The East Tennessee and Western North Carolina Railroad No. 12 is a narrow-gauge 4-6-0 "Ten Wheeler"

type steam locomotive located at the Tweetsie Railroad theme park in Blowing Rock, North Carolina.

(lashmitj, CC BY 2.0 <>, via Wikimedia Commons)



Tweetsie Railroad is a family-oriented Wild West theme park located between Boone and Blowing Rock, North Carolina, United States. The centerpiece of the park is a 3-mile (4.8 km) ride on a train pulled by one of Tweetsie Railroad's two historic narrow-gauge steam locomotives.

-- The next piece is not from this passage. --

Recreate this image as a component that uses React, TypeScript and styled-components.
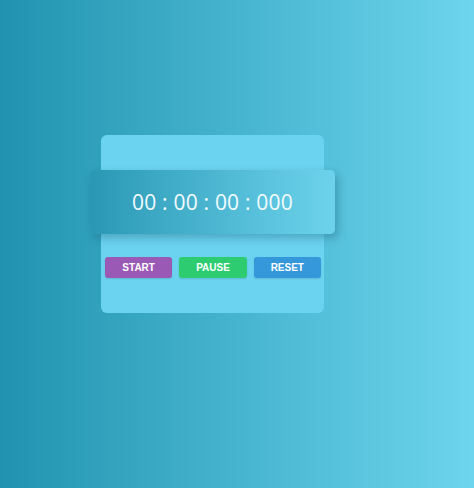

The park also features a variety of amusement rides, live shows, a zoo and other attractions geared towards families with children. The park also hosts a variety of special events throughout the year including their Halloween and Christmas-themed events.


Park history

Origins of Tweetsie Railroad

The theme park's history can be traced back to the late 19th Century, when narrow-gauge railroads began to access the remote areas of the Blue Ridge Mountains. Coal-fired steam locomotive locomotive No. 12 is the only surviving narrow-gauge engine of the East Tennessee and Western North Carolina Railroad (ET&WNC). Built in 1917 by the Baldwin Locomotive Works, No. 12 is a 3 ft (914 mm) gauge 4-6-0 coal-fired locomotive that ran from 1918 to 1940 carrying passengers and freight over the ET&WNC's 66-mile (106.2 km) route from Johnson City, Tennessee to Boone, North Carolina.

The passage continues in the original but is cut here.